Extracted material —
▬▬▬

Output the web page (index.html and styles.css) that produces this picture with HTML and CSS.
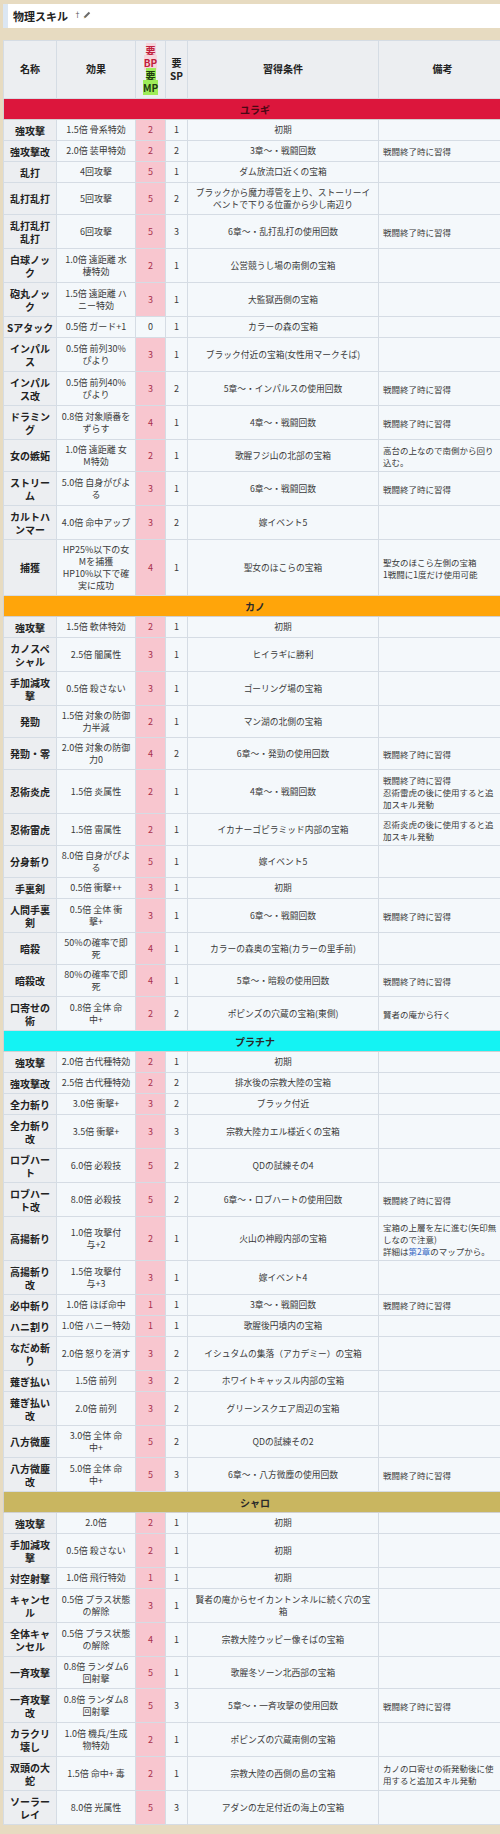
FILE: index.html
```html
<!DOCTYPE html>
<html lang="ja">
<head>
<meta charset="utf-8">
<title>物理スキル</title>
<link rel="stylesheet" href="styles.css">
</head>
<body>
<div class="page">
  <h3 class="title">物理スキル<sup class="dagger">†</sup><svg class="pencil" width="8" height="8" viewBox="0 0 10 10"><path d="M1 9 L1.6 6.6 L7.2 1 L9 2.8 L3.4 8.4 Z" fill="#6a6a6a"/><path d="M1 9 L1.6 6.6 L3.4 8.4 Z" fill="#c9a36a"/></svg></h3>
  <div class="table-wrap">
    <table class="skills">
      <colgroup>
        <col class="c-name"><col class="c-eff"><col class="c-bp"><col class="c-sp"><col class="c-cond"><col class="c-note">
      </colgroup>
      <thead>
        <tr>
          <th>名称</th>
          <th>効果</th>
          <th class="cost"><span class="bp">要<br>BP</span><br><span class="mp">要<br>MP</span></th>
          <th>要<br>SP</th>
          <th>習得条件</th>
          <th>備考</th>
        </tr>
      </thead>
      <tbody>
        <tr class="sec yuragi"><td colspan="6">ユラギ</td></tr>
        <tr><th>強攻撃</th><td>1.5倍 骨系特効</td><td class="bpv">2</td><td>1</td><td class="cond">初期</td><td class="note"></td></tr>
        <tr><th>強攻撃改</th><td>2.0倍 装甲特効</td><td class="bpv">2</td><td>2</td><td class="cond">3章～・戦闘回数</td><td class="note">戦闘終了時に習得</td></tr>
        <tr><th>乱打</th><td>4回攻撃</td><td class="bpv">5</td><td>1</td><td class="cond">ダム放流口近くの宝箱</td><td class="note"></td></tr>
        <tr><th>乱打乱打</th><td>5回攻撃</td><td class="bpv">5</td><td>2</td><td class="cond">ブラックから魔力導管を上り、ストーリーイ<br>ベントで下りる位置から少し南辺り</td><td class="note"></td></tr>
        <tr><th>乱打乱打<br>乱打</th><td>6回攻撃</td><td class="bpv">5</td><td>3</td><td class="cond">6章～・乱打乱打の使用回数</td><td class="note">戦闘終了時に習得</td></tr>
        <tr><th>白球ノッ<br>ク</th><td>1.0倍 遠距離 水<br>棲特効</td><td class="bpv">2</td><td>1</td><td class="cond">公営競うし場の南側の宝箱</td><td class="note"></td></tr>
        <tr><th>砲丸ノッ<br>ク</th><td>1.5倍 遠距離 ハ<br>ニー特効</td><td class="bpv">3</td><td>1</td><td class="cond">大監獄西側の宝箱</td><td class="note"></td></tr>
        <tr><th>Sアタック</th><td>0.5倍 ガード+1</td><td class="bpv zero">0</td><td>1</td><td class="cond">カラーの森の宝箱</td><td class="note"></td></tr>
        <tr><th>インパル<br>ス</th><td>0.5倍 前列30%<br>ぴより</td><td class="bpv">3</td><td>1</td><td class="cond">ブラック付近の宝箱(女性用マークそば)</td><td class="note"></td></tr>
        <tr><th>インパル<br>ス改</th><td>0.5倍 前列40%<br>ぴより</td><td class="bpv">3</td><td>2</td><td class="cond">5章～・インパルスの使用回数</td><td class="note">戦闘終了時に習得</td></tr>
        <tr><th>ドラミン<br>グ</th><td>0.8倍 対象順番を<br>ずらす</td><td class="bpv">4</td><td>1</td><td class="cond">4章～・戦闘回数</td><td class="note">戦闘終了時に習得</td></tr>
        <tr><th>女の嫉妬</th><td>1.0倍 遠距離 女<br>M特効</td><td class="bpv">2</td><td>1</td><td class="cond">歌腥フジ山の北部の宝箱</td><td class="note">高台の上なので南側から回り<br>込む。</td></tr>
        <tr><th>ストリー<br>ム</th><td>5.0倍 自身がぴよ<br>る</td><td class="bpv">3</td><td>1</td><td class="cond">6章～・戦闘回数</td><td class="note">戦闘終了時に習得</td></tr>
        <tr><th>カルトハ<br>ンマー</th><td>4.0倍 命中アップ</td><td class="bpv">3</td><td>2</td><td class="cond">嫁イベント5</td><td class="note"></td></tr>
        <tr><th>捕獲</th><td>HP25%以下の女<br>Mを捕獲<br>HP10%以下で確<br>実に成功</td><td class="bpv">4</td><td>1</td><td class="cond">聖女のほこらの宝箱</td><td class="note">聖女のほこら左側の宝箱<br>1戦闘に1度だけ使用可能</td></tr>

        <tr class="sec kano"><td colspan="6">カノ</td></tr>
        <tr><th>強攻撃</th><td>1.5倍 軟体特効</td><td class="bpv">2</td><td>1</td><td class="cond">初期</td><td class="note"></td></tr>
        <tr><th>カノスペ<br>シャル</th><td>2.5倍 闇属性</td><td class="bpv">3</td><td>1</td><td class="cond">ヒイラギに勝利</td><td class="note"></td></tr>
        <tr><th>手加減攻<br>撃</th><td>0.5倍 殺さない</td><td class="bpv">3</td><td>1</td><td class="cond">ゴーリング場の宝箱</td><td class="note"></td></tr>
        <tr><th>発勁</th><td>1.5倍 対象の防御<br>力半減</td><td class="bpv">2</td><td>1</td><td class="cond">マン湖の北側の宝箱</td><td class="note"></td></tr>
        <tr><th>発勁・零</th><td>2.0倍 対象の防御<br>力0</td><td class="bpv">4</td><td>2</td><td class="cond">6章～・発勁の使用回数</td><td class="note">戦闘終了時に習得</td></tr>
        <tr><th>忍術炎虎</th><td>1.5倍 炎属性</td><td class="bpv">2</td><td>1</td><td class="cond">4章～・戦闘回数</td><td class="note">戦闘終了時に習得<br>忍術雷虎の後に使用すると追<br>加スキル発動</td></tr>
        <tr><th>忍術雷虎</th><td>1.5倍 雷属性</td><td class="bpv">2</td><td>1</td><td class="cond">イカナーゴピラミッド内部の宝箱</td><td class="note">忍術炎虎の後に使用すると追<br>加スキル発動</td></tr>
        <tr><th>分身斬り</th><td>8.0倍 自身がぴよ<br>る</td><td class="bpv">5</td><td>1</td><td class="cond">嫁イベント5</td><td class="note"></td></tr>
        <tr><th>手裏剣</th><td>0.5倍 衝撃++</td><td class="bpv">3</td><td>1</td><td class="cond">初期</td><td class="note"></td></tr>
        <tr><th>人間手裏<br>剣</th><td>0.5倍 全体 衝<br>撃+</td><td class="bpv">3</td><td>1</td><td class="cond">6章～・戦闘回数</td><td class="note">戦闘終了時に習得</td></tr>
        <tr><th>暗殺</th><td>50%の確率で即<br>死</td><td class="bpv">4</td><td>1</td><td class="cond">カラーの森奥の宝箱(カラーの里手前)</td><td class="note"></td></tr>
        <tr><th>暗殺改</th><td>80%の確率で即<br>死</td><td class="bpv">4</td><td>1</td><td class="cond">5章～・暗殺の使用回数</td><td class="note">戦闘終了時に習得</td></tr>
        <tr><th>口寄せの<br>術</th><td>0.8倍 全体 命<br>中+</td><td class="bpv">2</td><td>2</td><td class="cond">ポピンズの穴蔵の宝箱(東側)</td><td class="note">賢者の庵から行く</td></tr>

        <tr class="sec platina"><td colspan="6">プラチナ</td></tr>
        <tr><th>強攻撃</th><td>2.0倍 古代種特効</td><td class="bpv">2</td><td>1</td><td class="cond">初期</td><td class="note"></td></tr>
        <tr><th>強攻撃改</th><td>2.5倍 古代種特効</td><td class="bpv">2</td><td>2</td><td class="cond">排水後の宗教大陸の宝箱</td><td class="note"></td></tr>
        <tr><th>全力斬り</th><td>3.0倍 衝撃+</td><td class="bpv">3</td><td>2</td><td class="cond">ブラック付近</td><td class="note"></td></tr>
        <tr><th>全力斬り<br>改</th><td>3.5倍 衝撃+</td><td class="bpv">3</td><td>3</td><td class="cond">宗教大陸カエル様近くの宝箱</td><td class="note"></td></tr>
        <tr><th>ロブハー<br>ト</th><td>6.0倍 必殺技</td><td class="bpv">5</td><td>2</td><td class="cond">QDの試練その4</td><td class="note"></td></tr>
        <tr><th>ロブハー<br>ト改</th><td>8.0倍 必殺技</td><td class="bpv">5</td><td>2</td><td class="cond">6章～・ロブハートの使用回数</td><td class="note">戦闘終了時に習得</td></tr>
        <tr><th>高揚斬り</th><td>1.0倍 攻撃付<br>与+2</td><td class="bpv">2</td><td>1</td><td class="cond">火山の神殿内部の宝箱</td><td class="note">宝箱の上層を左に進む(矢印無<br>しなので注意)<br>詳細は<a class="link" href="#">第2章</a>のマップから。</td></tr>
        <tr><th>高揚斬り<br>改</th><td>1.5倍 攻撃付<br>与+3</td><td class="bpv">3</td><td>1</td><td class="cond">嫁イベント4</td><td class="note"></td></tr>
        <tr><th>必中斬り</th><td>1.0倍 ほぼ命中</td><td class="bpv">1</td><td>1</td><td class="cond">3章～・戦闘回数</td><td class="note">戦闘終了時に習得</td></tr>
        <tr><th>ハニ割り</th><td>1.0倍 ハニー特効</td><td class="bpv">1</td><td>1</td><td class="cond">歌腥後円墳内の宝箱</td><td class="note"></td></tr>
        <tr><th>なだめ斬<br>り</th><td>2.0倍 怒りを消す</td><td class="bpv">3</td><td>2</td><td class="cond">イシュタムの集落（アカデミー）の宝箱</td><td class="note"></td></tr>
        <tr><th>薙ぎ払い</th><td>1.5倍 前列</td><td class="bpv">3</td><td>2</td><td class="cond">ホワイトキャッスル内部の宝箱</td><td class="note"></td></tr>
        <tr><th>薙ぎ払い<br>改</th><td>2.0倍 前列</td><td class="bpv">3</td><td>2</td><td class="cond">グリーンスクエア周辺の宝箱</td><td class="note"></td></tr>
        <tr><th>八方微塵</th><td>3.0倍 全体 命<br>中+</td><td class="bpv">5</td><td>2</td><td class="cond">QDの試練その2</td><td class="note"></td></tr>
        <tr><th>八方微塵<br>改</th><td>5.0倍 全体 命<br>中+</td><td class="bpv">5</td><td>3</td><td class="cond">6章～・八方微塵の使用回数</td><td class="note">戦闘終了時に習得</td></tr>

        <tr class="sec sharo"><td colspan="6">シャロ</td></tr>
        <tr><th>強攻撃</th><td>2.0倍</td><td class="bpv">2</td><td>1</td><td class="cond">初期</td><td class="note"></td></tr>
        <tr><th>手加減攻<br>撃</th><td>0.5倍 殺さない</td><td class="bpv">2</td><td>1</td><td class="cond">初期</td><td class="note"></td></tr>
        <tr><th>対空射撃</th><td>1.0倍 飛行特効</td><td class="bpv">1</td><td>1</td><td class="cond">初期</td><td class="note"></td></tr>
        <tr><th>キャンセ<br>ル</th><td>0.5倍 プラス状態<br>の解除</td><td class="bpv">3</td><td>1</td><td class="cond">賢者の庵からセイカントンネルに続く穴の宝<br>箱</td><td class="note"></td></tr>
        <tr><th>全体キャ<br>ンセル</th><td>0.5倍 プラス状態<br>の解除</td><td class="bpv">4</td><td>1</td><td class="cond">宗教大陸ウッピー像そばの宝箱</td><td class="note"></td></tr>
        <tr><th>一斉攻撃</th><td>0.8倍 ランダム6<br>回射撃</td><td class="bpv">5</td><td>1</td><td class="cond">歌腥冬ソーン北西部の宝箱</td><td class="note"></td></tr>
        <tr><th>一斉攻撃<br>改</th><td>0.8倍 ランダム8<br>回射撃</td><td class="bpv">5</td><td>3</td><td class="cond">5章～・一斉攻撃の使用回数</td><td class="note">戦闘終了時に習得</td></tr>
        <tr><th>カラクリ<br>壊し</th><td>1.0倍 機兵/生成<br>物特効</td><td class="bpv">2</td><td>1</td><td class="cond">ポピンズの穴蔵南側の宝箱</td><td class="note"></td></tr>
        <tr><th>双頭の大<br>蛇</th><td>1.5倍 命中+ 毒</td><td class="bpv">2</td><td>1</td><td class="cond">宗教大陸の西側の島の宝箱</td><td class="note">カノの口寄せの術発動後に使<br>用すると追加スキル発動</td></tr>
        <tr><th>ソーラー<br>レイ</th><td>8.0倍 光属性</td><td class="bpv">5</td><td>3</td><td class="cond">アダンの左足付近の海上の宝箱</td><td class="note"></td></tr>
      </tbody>
    </table>
  </div>
</div>
</body>
</html>
```

FILE: styles.css
```css
html, body {
  margin: 0;
  padding: 0;
  overflow-x: hidden;
}

body {
  background: #e7dbc1;
  font-family: "Noto Sans CJK JP", "Noto Sans", sans-serif;
  color: #333;
}

.page {
  padding: 4px 0 0 3px;
}

.title {
  margin: 0;
  height: 24px;
  display: flex;
  align-items: center;
  padding-left: 5px;
  background: #fff;
  border-left: 5px solid #dce7f3;
  font-size: 11px;
  font-weight: bold;
  color: #222;
}

.dagger {
  font-size: 7px;
  font-weight: normal;
  margin-left: 6px;
  align-self: flex-start;
  margin-top: 5px;
  color: #555;
}

.pencil {
  margin-left: 2px;
  margin-top: -3px;
}

.table-wrap {
  margin-top: 12px;
  overflow: hidden;
}

.skills {
  border-collapse: collapse;
  table-layout: fixed;
  width: 503px;
}

.c-name { width: 53px; }
.c-eff { width: 79px; }
.c-bp { width: 30px; }
.c-sp { width: 22px; }
.c-cond { width: 191px; }
.c-note { width: 128px; }

.skills th,
.skills td {
  border: 1px solid #d5dce4;
  padding: 3.5px 3px;
  text-align: center;
  vertical-align: middle;
  white-space: nowrap;
  overflow: hidden;
}

.skills td {
  font-size: 9px;
  line-height: 12px;
  background: #f4f8fb;
  color: #3a3a3a;
}

.skills th {
  font-size: 10px;
  line-height: 13px;
  font-weight: bold;
  background: #eceef1;
  color: #222;
}

.skills thead th {
  line-height: 12.5px;
}

.bp {
  color: #c0203c;
  background: #f6d5db;
}

.mp {
  color: #1f3a10;
  background: #9eec58;
}

.skills td.bpv {
  background: #f8c6cf;
  color: #a8304c;
}

.skills td.bpv.zero {
  background: #f4f8fb;
  color: #3a3a3a;
}

.skills td.cond {
  font-size: 8.75px;
}

.skills td.note {
  font-size: 8.5px;
  text-align: left;
  padding-left: 4px;
}

.link {
  color: #3468c4;
  text-decoration: none;
}

.skills .sec td {
  font-size: 10px;
  line-height: 13px;
  font-weight: bold;
  color: #2a2a2a;
  border-color: #d0d0d0;
}

.skills .yuragi td { background: #dc163c; color: #4a0814; }
.skills .kano td { background: #ffa50a; }
.skills .platina td { background: #14f3f3; }
.skills .sharo td { background: #c9b660; }
```
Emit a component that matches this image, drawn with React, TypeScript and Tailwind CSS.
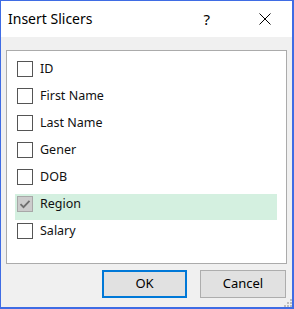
import React from "react";

const fields = ["ID", "First Name", "Last Name", "Gener", "DOB", "Region", "Salary"];

function Box({ checked }: { checked: boolean }) {
  if (checked) {
    return (
      <div className="w-[16px] h-[16px] shrink-0 border border-[#a8a8a8] bg-[#cccccc] flex items-center justify-center">
        <svg width="12" height="12" viewBox="0 0 12 12">
          <path d="M1.5 6.2 L4.5 9.2 L10.5 2.8" fill="none" stroke="#6f6f6f" strokeWidth="1.8" />
        </svg>
      </div>
    );
  }
  return <div className="w-[16px] h-[16px] shrink-0 border border-[#555555] bg-white" />;
}

export default function App() {
  return (
    <div
      className="w-[294px] h-[309px] bg-[#f0f0f0] border-l border-t border-r-2 border-b-2 border-[#3f6ce4] flex flex-col relative text-[#111]"
      style={{ fontFamily: '"Noto Sans", "Open Sans", sans-serif' }}
    >
      <div className="h-[36px] bg-white flex items-center shrink-0">
        <span className="ml-[7px] text-[14px] leading-none text-black">Insert Slicers</span>
        <span className="ml-auto mr-[49px] text-[15px] leading-none text-black">?</span>
        <svg width="12" height="12" viewBox="0 0 12 12" className="mr-[21px]">
          <path d="M0.5 0.5 L11.5 11.5 M11.5 0.5 L0.5 11.5" stroke="#000" strokeWidth="1" />
        </svg>
      </div>
      <div className="mt-[13px] ml-[5px] w-[281px] h-[214px] border border-[#ababab] bg-white pt-[8px] pl-[8px]">
        {fields.map((f) => {
          const sel = f === "Region";
          return (
            <div
              key={f}
              className={`w-[262px] h-[26px] mb-[1px] flex items-start pt-[2px] pl-[2px] ${sel ? "bg-[#d4f0e0]" : ""}`}
            >
              <Box checked={sel} />
              <span className="ml-[7px] h-[16px] flex items-center text-[12.5px] leading-none text-[#111]">{f}</span>
            </div>
          );
        })}
      </div>
      <div className="mt-[6px] flex">
        <button className="ml-[101px] w-[85px] h-[28px] border-2 border-[#0078d7] bg-[#e1e1e1] text-[13px] text-black flex items-center justify-center">
          OK
        </button>
        <button className="ml-[13px] w-[86px] h-[28px] border border-[#adadad] bg-[#e1e1e1] text-[13px] text-black flex items-center justify-center">
          Cancel
        </button>
      </div>
      <svg width="8" height="8" viewBox="0 0 8 8" className="absolute right-[0px] bottom-[0px]">
        <rect x="6" y="0" width="2" height="2" fill="#bdbdbd" />
        <rect x="3" y="3" width="2" height="2" fill="#bdbdbd" />
        <rect x="6" y="3" width="2" height="2" fill="#bdbdbd" />
        <rect x="0" y="6" width="2" height="2" fill="#bdbdbd" />
        <rect x="3" y="6" width="2" height="2" fill="#bdbdbd" />
        <rect x="6" y="6" width="2" height="2" fill="#bdbdbd" />
      </svg>
    </div>
  );
}
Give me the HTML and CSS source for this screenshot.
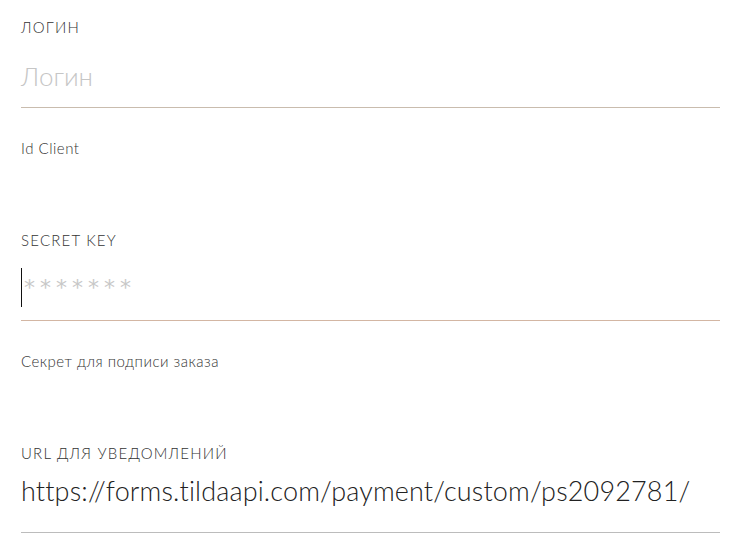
FILE: index.html
```html
<!DOCTYPE html>
<html>
  <head>
    <title>Настройки платежной системы</title>
    <link rel="stylesheet" href="styles.css">
  </head>
  <body class="page">
    <form class="settings">
      <div class="field">
        <div class="field-label">Логин</div>
        <div class="field-input">
          <span class="placeholder">Логин</span>
        </div>
        <div class="field-hint">Id Client</div>
      </div>

      <div class="field">
        <div class="field-label">Secret key</div>
        <div class="field-input field-input-secret">
          <span class="caret"></span>
          <span class="placeholder placeholder-stars">*******</span>
        </div>
        <div class="field-hint">Секрет для подписи заказа</div>
      </div>

      <div class="field">
        <div class="field-label">URL для уведомлений</div>
        <div class="field-input field-input-url">
          <span class="value">https://forms.tildaapi.com/payment/custom/ps2092781/</span>
        </div>
      </div>
    </form>
  </body>
</html>
```

FILE: styles.css
```css
body {
  margin: 0;
  background-color: #ffffff;
  font-family: "Lato", "Open Sans", sans-serif;
  color: #222222;
}
.settings {
  width: 699px;
  padding: 17px 0 0 21px;
}
.field {
  margin-bottom: 72px;
}
.field:last-child {
  margin-bottom: 0;
}
.field-label {
  height: 20px;
  line-height: 20px;
  font-size: 15px;
  font-weight: 300;
  letter-spacing: 1.2px;
  text-transform: uppercase;
  color: #333333;
}
.field-input {
  height: 70px;
  border-bottom: 1px solid #c9bcae;
  display: flex;
  align-items: flex-start;
}
.field-input-secret {
  border-bottom-color: #d3b6a3;
  padding-top: 18px;
  height: 52px;
}
.field-input-url {
  border-bottom-color: #bcbcbc;
  padding-top: 10px;
  height: 59px;
}
.placeholder {
  font-size: 26px;
  font-weight: 300;
  line-height: 30px;
  color: #c6c6c6;
  padding-top: 24px;
}
.placeholder-stars {
  padding-top: 1px;
  padding-left: 2px;
  font-family: "DejaVu Sans", sans-serif;
  font-size: 22px;
  font-weight: 400;
  line-height: 38px;
  letter-spacing: 5px;
  color: #c8c8c8;
}
.caret {
  width: 1px;
  height: 39px;
  background-color: #111111;
}
.value {
  font-size: 27px;
  font-weight: 300;
  line-height: 36px;
  letter-spacing: 0.15px;
  color: #222222;
}
.field-hint {
  margin-top: 30px;
  height: 20px;
  line-height: 20px;
  font-size: 15px;
  font-weight: 300;
  letter-spacing: 0.5px;
  color: #333333;
}
```
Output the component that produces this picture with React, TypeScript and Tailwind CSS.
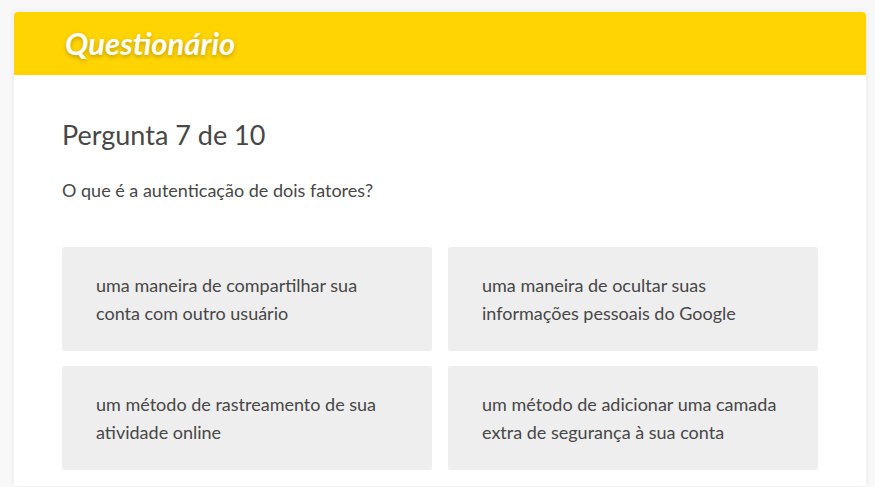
const OPTIONS = [
  "uma maneira de compartilhar sua conta com outro usuário",
  "uma maneira de ocultar suas informações pessoais do Google",
  "um método de rastreamento de sua atividade online",
  "um método de adicionar uma camada extra de segurança à sua conta",
];

export default function App() {
  return (
    <div className="min-h-[487px] bg-[#f8f8f8] pt-3 font-['Lato','Noto_Sans',sans-serif]">
      <div className="ml-[14px] w-[852px] overflow-hidden rounded-t-[4px] bg-white shadow-[0_0_6px_rgba(0,0,0,0.08)]">
        {/* Header */}
        <div className="flex h-[63px] items-center bg-[#ffd400] pl-[51px]">
          <h1 className="text-[31px] font-bold italic text-white [text-shadow:0_2px_4px_rgba(0,0,0,0.25)]">
            Questionário
          </h1>
        </div>

        {/* Body */}
        <div className="px-12 pt-[42px] pb-4">
          <h2 className="text-[27px] leading-[36px] text-[#474747]">Pergunta 7 de 10</h2>
          <p className="mt-[23px] text-[18px] leading-[28px] text-[#474747]">
            O que é a autenticação de dois fatores?
          </p>

          <div className="mt-[43px] grid grid-cols-2 gap-x-4 gap-y-[15px]">
            {OPTIONS.map((opt) => (
              <button
                key={opt}
                className="flex h-[104px] items-center rounded-[3px] bg-[#eeeeee] px-[34px] text-left text-[18px] leading-[28px] text-[#474747]"
              >
                <span className="max-w-[305px]">{opt}</span>
              </button>
            ))}
          </div>
        </div>
      </div>
    </div>
  );
}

▬▬▬

Aim — Identify and list each line with the word "produces".

Response for this exercise —
Output the web page (index.html and styles.css) that produces this picture with HTML and CSS.
Output the component that produces this picture with React, TypeScript and Tailwind CSS.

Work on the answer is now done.